▶ _AIM OF THE EXERCISE_:
Report how many lines hold the string "that". Give the number and nothing else.

>> begin STORED ROWS

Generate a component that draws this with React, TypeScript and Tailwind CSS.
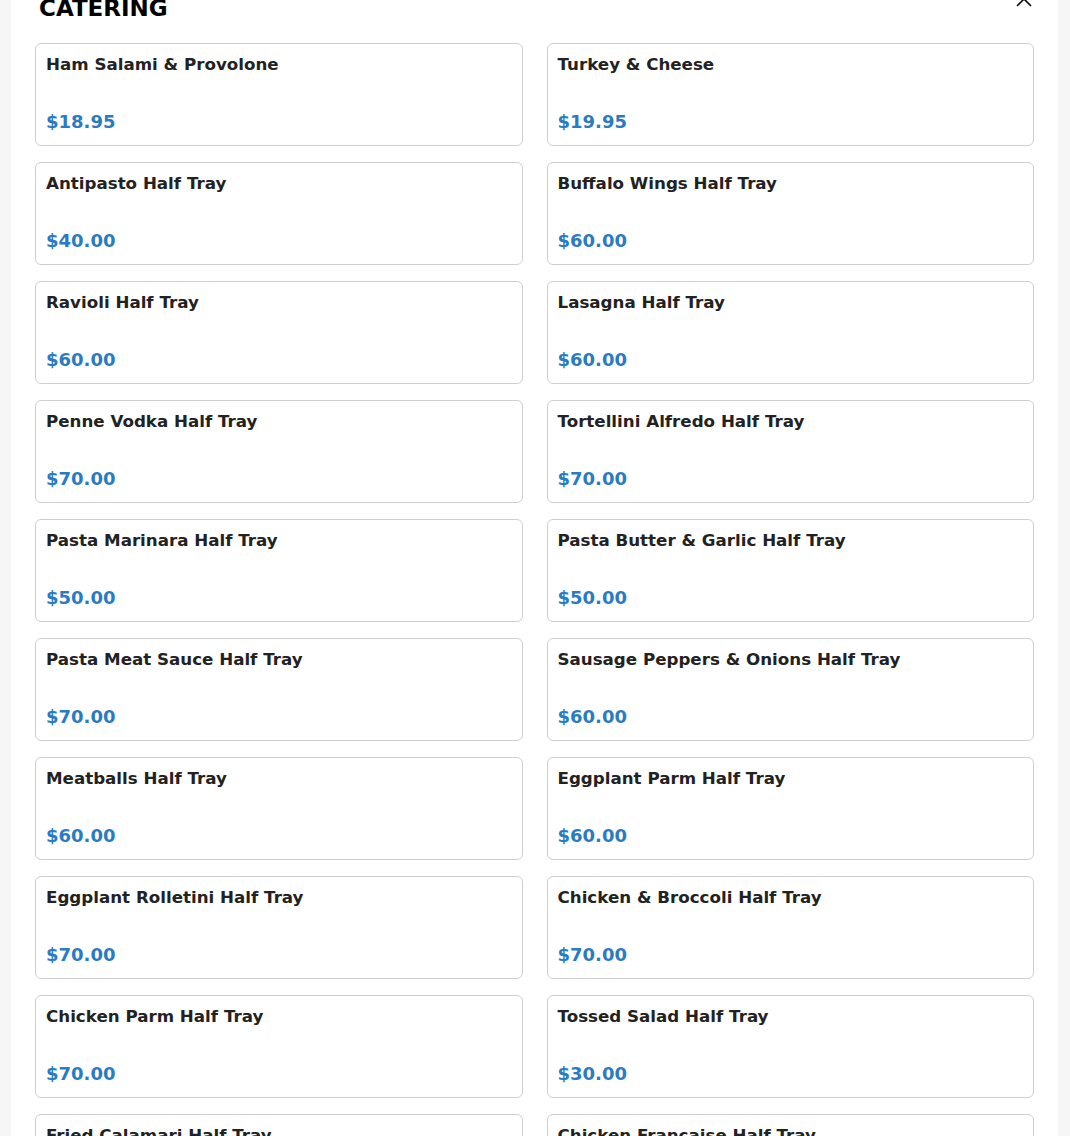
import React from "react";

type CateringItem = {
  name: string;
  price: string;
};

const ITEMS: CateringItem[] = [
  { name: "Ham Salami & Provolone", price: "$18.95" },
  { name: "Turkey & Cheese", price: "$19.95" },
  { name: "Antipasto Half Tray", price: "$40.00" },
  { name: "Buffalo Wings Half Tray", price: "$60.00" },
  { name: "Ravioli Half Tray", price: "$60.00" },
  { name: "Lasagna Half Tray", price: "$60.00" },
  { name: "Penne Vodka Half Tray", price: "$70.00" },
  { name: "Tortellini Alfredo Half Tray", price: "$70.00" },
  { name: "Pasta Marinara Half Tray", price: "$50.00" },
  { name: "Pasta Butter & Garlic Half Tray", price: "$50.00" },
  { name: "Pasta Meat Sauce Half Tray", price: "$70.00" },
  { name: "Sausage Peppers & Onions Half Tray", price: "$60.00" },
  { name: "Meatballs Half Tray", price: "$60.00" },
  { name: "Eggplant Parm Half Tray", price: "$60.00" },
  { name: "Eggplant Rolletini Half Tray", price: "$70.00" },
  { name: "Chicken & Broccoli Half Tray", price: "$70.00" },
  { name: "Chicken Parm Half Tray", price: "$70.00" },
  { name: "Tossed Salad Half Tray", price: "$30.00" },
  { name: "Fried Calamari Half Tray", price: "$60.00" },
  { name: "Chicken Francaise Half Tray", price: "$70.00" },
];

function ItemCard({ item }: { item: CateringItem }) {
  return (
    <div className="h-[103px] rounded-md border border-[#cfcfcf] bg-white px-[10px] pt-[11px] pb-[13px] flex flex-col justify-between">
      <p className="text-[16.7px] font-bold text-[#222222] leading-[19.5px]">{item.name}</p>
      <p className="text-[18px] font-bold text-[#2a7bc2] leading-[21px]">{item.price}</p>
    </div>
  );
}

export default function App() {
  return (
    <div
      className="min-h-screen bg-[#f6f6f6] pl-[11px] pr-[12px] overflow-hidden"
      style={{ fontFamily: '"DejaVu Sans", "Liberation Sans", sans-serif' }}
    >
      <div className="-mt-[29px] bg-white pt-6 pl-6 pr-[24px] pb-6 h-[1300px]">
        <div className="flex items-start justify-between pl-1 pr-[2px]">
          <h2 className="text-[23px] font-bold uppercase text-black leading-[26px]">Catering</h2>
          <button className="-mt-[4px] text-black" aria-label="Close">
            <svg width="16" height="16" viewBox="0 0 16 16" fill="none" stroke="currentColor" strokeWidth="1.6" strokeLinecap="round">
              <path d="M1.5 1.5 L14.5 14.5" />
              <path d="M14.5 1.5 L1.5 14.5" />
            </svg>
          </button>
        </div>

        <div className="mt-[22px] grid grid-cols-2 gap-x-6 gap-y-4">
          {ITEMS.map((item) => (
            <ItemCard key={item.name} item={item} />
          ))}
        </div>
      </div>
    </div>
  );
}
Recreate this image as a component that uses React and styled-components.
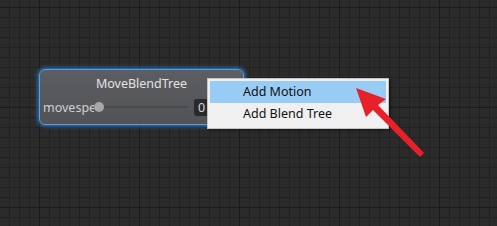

>> end STORED ROWS

▶ _SOLUTION FOR THIS EXERCISE_:
2